▶ **WORK REQUIRED**:
Images are excluded; otherwise, output every record exactly.
══════════
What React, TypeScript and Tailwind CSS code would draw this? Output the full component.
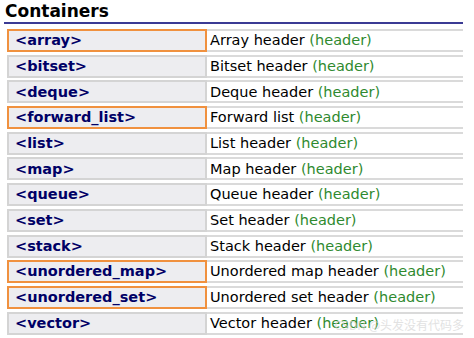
import React from 'react';

const rows = [
  { name: '<array>', desc: 'Array header', hl: true },
  { name: '<bitset>', desc: 'Bitset header', hl: false },
  { name: '<deque>', desc: 'Deque header', hl: false },
  { name: '<forward_list>', desc: 'Forward list', hl: true },
  { name: '<list>', desc: 'List header', hl: false },
  { name: '<map>', desc: 'Map header', hl: false },
  { name: '<queue>', desc: 'Queue header', hl: false },
  { name: '<set>', desc: 'Set header', hl: false },
  { name: '<stack>', desc: 'Stack header', hl: false },
  { name: '<unordered_map>', desc: 'Unordered map header', hl: true },
  { name: '<unordered_set>', desc: 'Unordered set header', hl: true },
  { name: '<vector>', desc: 'Vector header', hl: false },
];

export default function App() {
  return (
    <div className="relative w-[474px] h-[338px] bg-white overflow-hidden font-['DejaVu_Sans',Verdana,sans-serif]">
      <div className="pl-[5px] pt-[2px] w-[463px]">
        <h1 className="text-[17px] font-bold leading-[19px] text-black">Containers</h1>
        <div className="mt-[1px] h-[2px] bg-[#3b3b94] ml-[-1px]" />
      </div>

      <div className="pl-[7px] pt-[5px] w-[463px] flex flex-col gap-[2.7px]">
        {rows.map((r) => (
          <div key={r.name} className="flex h-[23px]">
            <div
              className={`w-[200px] flex items-center pl-[6px] border-2 ${
                r.hl ? 'border-[#f0913f]' : 'border-[#d4d4d4]'
              } bg-[#ededf0]`}
            >
              <span className="text-[14.5px] font-bold text-[#000066] leading-none">{r.name}</span>
            </div>
            <div className="flex-1 flex items-center pl-[3px] border-y-2 border-[#dadada] bg-white">
              <span className="text-[14.5px] text-black leading-none">
                {r.desc} <span className="text-[#2f8a2f]">(header)</span>
              </span>
            </div>
          </div>
        ))}
      </div>

      <div className="absolute right-[10px] bottom-[4px] text-[12px] text-[#d6d6d6] font-['Noto_Sans_CJK_SC',sans-serif] opacity-70">
        CSDN @头发没有代码多
      </div>
    </div>
  );
}
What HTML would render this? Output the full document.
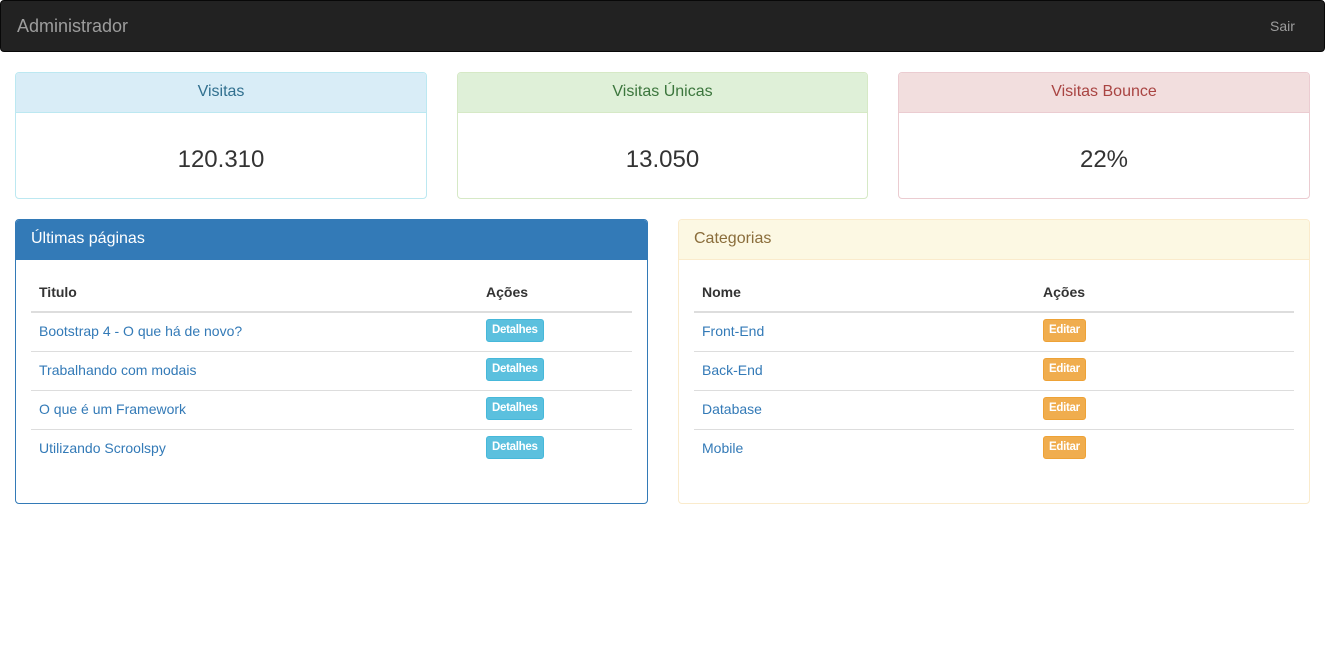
══════════
▶ **RESULT OF THE TASK**:
What React, TypeScript and Tailwind CSS code would draw this? Output the full component.
import React from 'react';

const rows = [
  { name: '<array>', desc: 'Array header', hl: true },
  { name: '<bitset>', desc: 'Bitset header', hl: false },
  { name: '<deque>', desc: 'Deque header', hl: false },
  { name: '<forward_list>', desc: 'Forward list', hl: true },
  { name: '<list>', desc: 'List header', hl: false },
  { name: '<map>', desc: 'Map header', hl: false },
  { name: '<queue>', desc: 'Queue header', hl: false },
  { name: '<set>', desc: 'Set header', hl: false },
  { name: '<stack>', desc: 'Stack header', hl: false },
  { name: '<unordered_map>', desc: 'Unordered map header', hl: true },
  { name: '<unordered_set>', desc: 'Unordered set header', hl: true },
  { name: '<vector>', desc: 'Vector header', hl: false },
];

export default function App() {
  return (
    <div className="relative w-[474px] h-[338px] bg-white overflow-hidden font-['DejaVu_Sans',Verdana,sans-serif]">
      <div className="pl-[5px] pt-[2px] w-[463px]">
        <h1 className="text-[17px] font-bold leading-[19px] text-black">Containers</h1>
        <div className="mt-[1px] h-[2px] bg-[#3b3b94] ml-[-1px]" />
      </div>

      <div className="pl-[7px] pt-[5px] w-[463px] flex flex-col gap-[2.7px]">
        {rows.map((r) => (
          <div key={r.name} className="flex h-[23px]">
            <div
              className={`w-[200px] flex items-center pl-[6px] border-2 ${
                r.hl ? 'border-[#f0913f]' : 'border-[#d4d4d4]'
              } bg-[#ededf0]`}
            >
              <span className="text-[14.5px] font-bold text-[#000066] leading-none">{r.name}</span>
            </div>
            <div className="flex-1 flex items-center pl-[3px] border-y-2 border-[#dadada] bg-white">
              <span className="text-[14.5px] text-black leading-none">
                {r.desc} <span className="text-[#2f8a2f]">(header)</span>
              </span>
            </div>
          </div>
        ))}
      </div>

      <div className="absolute right-[10px] bottom-[4px] text-[12px] text-[#d6d6d6] font-['Noto_Sans_CJK_SC',sans-serif] opacity-70">
        CSDN @头发没有代码多
      </div>
    </div>
  );
}
What HTML would render this? Output the full document.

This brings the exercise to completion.